A force de la diaboliser,
la com’ des partis a souvent obscurci réflexion et nuances…
Dans le monde merveilleux des
vendeurs de consommation politique, une interrogation commence à percer: quel
discours tenir, quelle attitude adopter si -damned!–au soir du 25 mai, les
forces profondes du “grondstroom” faisaient que la N-VA décroche un niveau qui
la rendrait soit incontournable, soit très séductrice pour une coalition
alternative? Et, versus francophone, d’aucuns pourront se poser une autre
fichue bonne question: à force de sataniser la N-VA pour l’affaiblir, ne
l’a-t-on pas finalement, retour de manivelle, plutôt vitaminée?
C’est que l’arme de la
diabolisation, efficace dans tous les camps idéologiques et de toutes les
époques, a un sérieux défaut: on ne sait plus, un moment, comment s’en
dépêtrer. Comment se reparler, comment aller encore déjeûner en catimini chez Bruneau (pour le MR) ou chez Di Roberto (pour Di Rupo) sans risquer d’office le scandale?

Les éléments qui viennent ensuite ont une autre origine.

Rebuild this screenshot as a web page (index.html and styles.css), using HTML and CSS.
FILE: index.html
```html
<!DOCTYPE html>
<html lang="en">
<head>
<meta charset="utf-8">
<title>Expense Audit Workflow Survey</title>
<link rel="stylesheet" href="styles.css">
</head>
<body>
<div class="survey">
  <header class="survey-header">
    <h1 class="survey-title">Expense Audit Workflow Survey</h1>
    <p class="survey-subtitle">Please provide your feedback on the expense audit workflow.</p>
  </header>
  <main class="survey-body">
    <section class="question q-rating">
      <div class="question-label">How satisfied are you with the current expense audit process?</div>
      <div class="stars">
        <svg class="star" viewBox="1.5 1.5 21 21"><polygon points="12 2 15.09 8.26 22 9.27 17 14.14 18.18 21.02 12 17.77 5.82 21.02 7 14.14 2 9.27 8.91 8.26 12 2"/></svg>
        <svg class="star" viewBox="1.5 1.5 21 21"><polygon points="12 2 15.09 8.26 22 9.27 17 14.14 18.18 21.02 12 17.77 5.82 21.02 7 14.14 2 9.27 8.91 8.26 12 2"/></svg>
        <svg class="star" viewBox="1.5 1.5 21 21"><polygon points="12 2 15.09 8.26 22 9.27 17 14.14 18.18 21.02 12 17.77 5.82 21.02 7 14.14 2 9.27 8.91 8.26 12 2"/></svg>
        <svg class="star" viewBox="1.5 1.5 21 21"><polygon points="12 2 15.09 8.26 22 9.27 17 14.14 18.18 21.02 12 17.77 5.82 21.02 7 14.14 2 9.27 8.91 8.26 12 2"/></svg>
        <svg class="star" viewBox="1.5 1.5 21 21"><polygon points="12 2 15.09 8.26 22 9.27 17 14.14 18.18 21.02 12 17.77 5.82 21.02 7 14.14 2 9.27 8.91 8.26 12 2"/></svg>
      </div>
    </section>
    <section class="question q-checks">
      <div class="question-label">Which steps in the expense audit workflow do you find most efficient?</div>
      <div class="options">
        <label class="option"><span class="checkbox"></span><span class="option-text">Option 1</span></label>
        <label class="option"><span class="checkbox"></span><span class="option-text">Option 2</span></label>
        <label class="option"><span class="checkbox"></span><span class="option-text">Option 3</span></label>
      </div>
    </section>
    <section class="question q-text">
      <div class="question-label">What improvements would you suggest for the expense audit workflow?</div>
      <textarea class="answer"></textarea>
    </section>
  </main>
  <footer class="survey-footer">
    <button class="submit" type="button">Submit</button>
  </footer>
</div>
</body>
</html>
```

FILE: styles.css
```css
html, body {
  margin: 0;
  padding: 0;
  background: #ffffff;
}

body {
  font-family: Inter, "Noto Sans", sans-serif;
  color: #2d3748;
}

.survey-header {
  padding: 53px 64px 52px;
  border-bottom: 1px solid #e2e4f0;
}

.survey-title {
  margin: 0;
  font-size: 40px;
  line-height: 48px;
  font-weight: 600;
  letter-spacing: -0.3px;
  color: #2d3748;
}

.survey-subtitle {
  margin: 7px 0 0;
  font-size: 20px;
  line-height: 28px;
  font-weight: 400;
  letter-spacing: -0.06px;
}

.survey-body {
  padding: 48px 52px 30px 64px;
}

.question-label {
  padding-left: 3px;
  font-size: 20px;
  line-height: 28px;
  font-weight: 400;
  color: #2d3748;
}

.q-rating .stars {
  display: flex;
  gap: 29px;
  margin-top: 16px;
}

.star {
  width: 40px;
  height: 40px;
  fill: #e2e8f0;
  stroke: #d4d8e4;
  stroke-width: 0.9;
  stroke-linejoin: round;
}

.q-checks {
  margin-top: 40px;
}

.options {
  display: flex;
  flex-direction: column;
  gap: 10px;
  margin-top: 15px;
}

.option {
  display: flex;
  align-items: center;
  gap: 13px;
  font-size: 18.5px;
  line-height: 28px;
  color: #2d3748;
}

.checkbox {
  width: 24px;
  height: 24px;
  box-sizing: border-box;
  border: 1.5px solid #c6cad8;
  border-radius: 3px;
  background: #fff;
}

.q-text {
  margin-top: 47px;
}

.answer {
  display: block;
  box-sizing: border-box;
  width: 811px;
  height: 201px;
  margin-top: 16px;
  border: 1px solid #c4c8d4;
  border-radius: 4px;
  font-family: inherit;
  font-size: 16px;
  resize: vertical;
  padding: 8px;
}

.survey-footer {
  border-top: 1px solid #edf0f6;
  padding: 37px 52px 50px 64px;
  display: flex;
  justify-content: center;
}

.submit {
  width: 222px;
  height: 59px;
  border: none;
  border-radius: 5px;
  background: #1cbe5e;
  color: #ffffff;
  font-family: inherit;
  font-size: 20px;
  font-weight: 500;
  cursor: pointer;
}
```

Bref, ça réduit la pensée. Ca obscurcit le jugement. Ca nie le libre-examen et
la réflexion. C’est de la com’ politique simpliste et expéditive: “avec nous
ou contre nous”. Olé. Résultat: pour
nombre de francophones lambda, la N-VA, c’est juste méchant, vilain, pas beau
et même que c’est petit (on a généralement zappé les 28,2% qui en font,
jusqu’au 25 mai, le premier parti de Flandre et même du pays). Que c’est
conservatisme avéré, même si ladite N-VA vote l’éthique élargissement de l’

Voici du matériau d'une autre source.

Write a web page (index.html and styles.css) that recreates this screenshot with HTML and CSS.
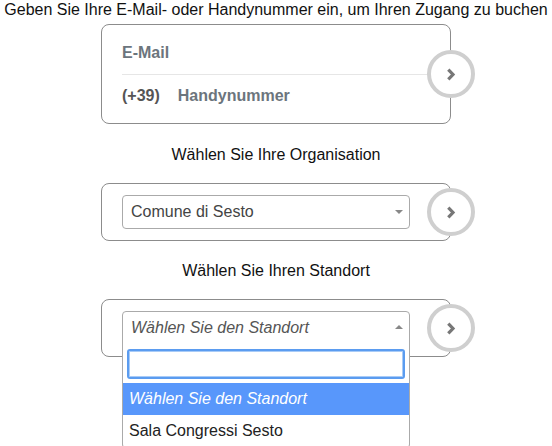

euthanasie aux mineurs, à l’opposé du CD&V et du Belang.
On est dans ce que Jerôme
Janin (ULg) qualifie de “pensée primitive”, celle qui escamote la complexité des individus et des groupes, celui
des cadres de la N-VA étant, de fait, particulièrement clivant. On balaie la
complexité du paysage flamand, ses rivalités partisanes internes qui expliquent
bien des jeux. On ignore les ressorts du mouvement flamand, toujours si
mystérieux pour les francophones; et qui ont du mal à capter que, pour ce qui
est de l’autonomie de la Flandre, il existe une certaine “Forza Flandria”.. Jusqu’à irriter ceux qui, en Flandre, n’ont nulle
sympathie pour Bart De Wever et son idéologie, mais restent souvent perplexes,
voire pantois face à la charge émotionnelle qui imprègne si souvent les visions
convenues, sinon manichéennes, des wallons ou des bruxellois. Tentative,
forcément controversée, d’une autre vision de quelques préjugés francophones
les plus expéditifs.
Bart De Wever=Front
National? Il n’est pas un jour qui ne
se déroule sur Facebook sans que la photo d’archives (De Wever avait 26 ans) ne
fantomasse, comme un argument définitif d’une ligne politique tenant de la “bête
immonde”. (1) C’est en tout cas une
vision avec la France comme GPS idéologique. Or, la N-VA n’est pas le FN
français: ce n’est pas un parti d’extrême-droite, il est pro-européen, pas une
ligne un poil xénophobe dans son programme. (L’intégration des immigrés, c’est
même sa particularité dans le populisme européen.)
C’est plutôt vers la
Grande-Bretagne des Tories qu’il
faut se tourner pour comprendre De Wever. Qui s’inspire tout à la fois de Boris
Johnson -le très médiagénique maire de Londres passionné itou de Rome Antique-
et de David Cameron, le très conservateur Premier Ministre britannique. Les
parallélismes des éléments de langage sont saisissants: même discours brut de
pomme sur la régulation de l’immigration, même mots sur les “wars on terror” (récemment, à VTM, le danger du terrorisme
salafiste), même rejet de la dépénalisation des drogues douces, même adoration
pour les caméras de surveillance (Londres en est saturée), même volonté de
combattre la pornographie, jusqu’à vouloir filtrer et firewaller le Net. Même
tonalité directe et anti-socialiste. Et, sur fond de confédéralisme, européen
ou belge, même parfum de patriotisme. De Wever, c’est clair, aimerait tant
parler de la Flandre comme Cameron de la Grande-Bretagne.
La N-VA, parti
néo-libéral? Même s’il racole les
électeurs de l’OpenVLD, De Wever veille à se distancier: ne pas être perçu
comme néo-libéral, ni comme le parti automatique des patrons flamands. “Foutaises”, a –t-il encore soigneusement lancé à ses voeux 2014.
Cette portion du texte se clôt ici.